● What the task requires
Copy every line of the following data that includes the string "code".

● Dataset excerpts
----

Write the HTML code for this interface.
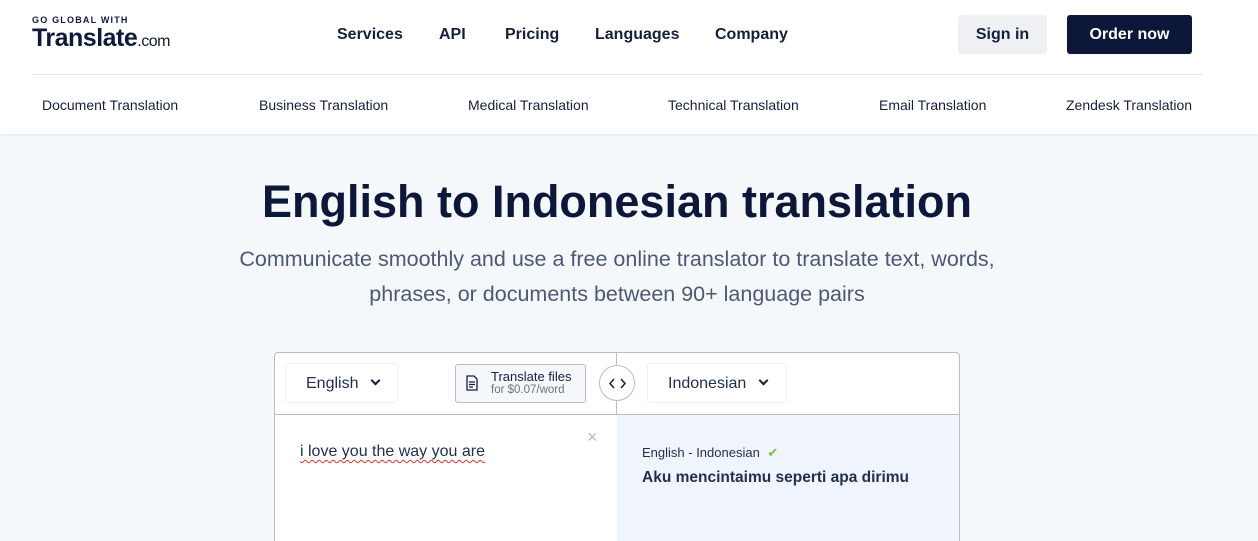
<!DOCTYPE html><html><head><style>
*{margin:0;padding:0;box-sizing:border-box}
html,body{width:1258px;height:541px;overflow:hidden}
body{background:#f5f8fb;font-family:"Liberation Sans",Arial,sans-serif;color:#0e1a3b;position:relative}
.hdr{position:absolute;left:0;top:0;width:1258px;height:134px;background:#fff;box-shadow:0 1px 3px rgba(0,0,0,.08)}
.abs{position:absolute;white-space:nowrap}
.nav{top:26px;font-size:16px;font-weight:bold;color:#15203f}
.sub{top:97px;font-size:14px;color:#15203f}
.wrap{position:absolute;left:274px;top:352px;width:686px;height:189px;border:1px solid #b5bdd0;border-bottom:none;border-radius:4px 4px 0 0;background:#fff;overflow:hidden}
.chev{display:inline-block;width:7px;height:7px;border-right:2px solid #15203f;border-bottom:2px solid #15203f;transform:rotate(45deg);margin-left:14px;vertical-align:4px}
</style></head><body>
<div class="hdr">
<div class="abs" style="left:32px;top:15px;font-size:9px;font-weight:bold;letter-spacing:1.2px">GO GLOBAL WITH</div>
<div class="abs" style="left:32px;top:24px;font-size:25px;font-weight:bold;letter-spacing:-0.5px">Translate<span style="font-size:16px;font-weight:normal">.com</span></div>
<div class="abs nav" style="left:337px">Services</div>
<div class="abs nav" style="left:439px">API</div>
<div class="abs nav" style="left:505px">Pricing</div>
<div class="abs nav" style="left:595px">Languages</div>
<div class="abs nav" style="left:715px">Company</div>
<div class="abs" style="left:958px;top:15px;width:89px;height:39px;background:#eef0f3;border-radius:3px;font-size:16px;font-weight:bold;text-align:center;line-height:39px;color:#15203f">Sign in</div>
<div class="abs" style="left:1067px;top:15px;width:125px;height:39px;background:#0c1739;border-radius:3px;font-size:16px;font-weight:bold;text-align:center;line-height:39px;color:#fff">Order now</div>
<div class="abs" style="left:32px;top:74px;width:1170px;height:1px;background:#e3e6eb"></div>
<div class="abs sub" style="left:42px">Document Translation</div>
<div class="abs sub" style="left:259px">Business Translation</div>
<div class="abs sub" style="left:468px">Medical Translation</div>
<div class="abs sub" style="left:668px">Technical Translation</div>
<div class="abs sub" style="left:879px">Email Translation</div>
<div class="abs sub" style="left:1066px">Zendesk Translation</div>
</div>
<div class="abs" style="left:0;width:1234px;top:176px;text-align:center;font-size:45px;font-weight:bold;color:#0c1739">English to Indonesian translation</div>
<div class="abs" style="left:227px;width:780px;top:242px;text-align:center;font-size:21.5px;line-height:35px;color:#4d5874;white-space:normal">Communicate smoothly and use a free online translator to translate text, words, phrases, or documents between 90+ language pairs</div>
<div class="wrap">
<div class="abs" style="left:341px;top:0;width:1px;height:62px;background:#b5bdd0"></div>
<div class="abs" style="left:0;top:61px;width:686px;height:1px;background:#b5bdd0"></div>
<div class="abs" style="left:342px;top:62px;width:343px;height:127px;background:#f0f4fd"></div>
<div class="abs" style="left:10px;top:10px;width:113px;height:40px;border:1px solid #f0f1f4;border-radius:3px;font-size:16px;line-height:40px;padding-left:20px;color:#23304d">English<span class="chev"></span></div>
<div class="abs" style="left:180px;top:11px;width:131px;height:39px;background:#f5f7fa;border:1px solid #b5bdd0;border-radius:3px">
<svg class="abs" style="left:10px;top:10px" width="12" height="16" viewBox="0 0 12 16"><path d="M1 1h7l3 3v11H1z M3 7h6 M3 9.5h6 M3 12h4" fill="none" stroke="#15203f" stroke-width="1.3"/></svg>
<div class="abs" style="left:35px;top:4px;font-size:13px;color:#15203f">Translate files</div>
<div class="abs" style="left:35px;top:19px;font-size:11.5px;color:#6b7488">for $0.07/word</div></div>
<div class="abs" style="left:324px;top:12px;width:36px;height:36px;border:1px solid #b5bdd0;border-radius:50%;background:#fff">
<svg class="abs" style="left:9px;top:12px" width="17" height="11" viewBox="0 0 17 11"><path d="M5 1L1 5.5 5 10M12 1l4 4.5-4 4.5" fill="none" stroke="#15203f" stroke-width="1.5"/></svg></div>
<div class="abs" style="left:372px;top:10px;width:140px;height:40px;border:1px solid #f0f1f4;border-radius:3px;font-size:16px;line-height:40px;padding-left:20px;color:#23304d">Indonesian<span class="chev"></span></div>
<div class="abs" style="left:25px;top:90px;font-size:16px;color:#23304d;text-decoration:underline wavy #e03030;text-underline-offset:3px;text-decoration-thickness:1px">i love you the way you are</div>
<div class="abs" style="left:312px;top:74px;font-size:18px;color:#bbb">×</div>
<div class="abs" style="left:367px;top:92px;font-size:13px;color:#23304d">English - Indonesian <span style="color:#7cc13a;margin-left:4px">✔</span></div>
<div class="abs" style="left:367px;top:116px;font-size:15.5px;font-weight:bold;color:#23304d">Aku mencintaimu seperti apa dirimu</div>
</div>
</body></html>
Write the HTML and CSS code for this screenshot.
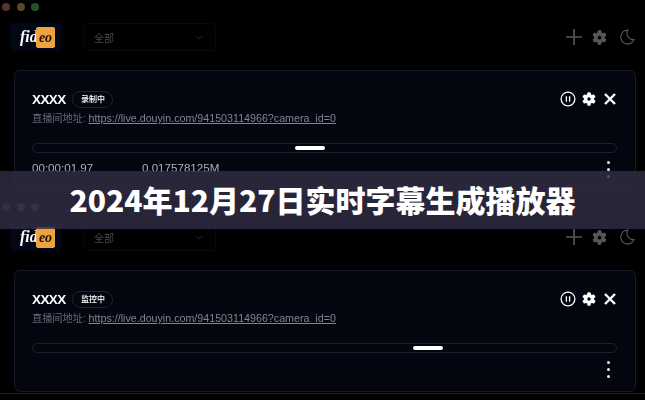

----

● Answer for this exercise
Write the HTML code for this interface.
Write the HTML and CSS code for this screenshot.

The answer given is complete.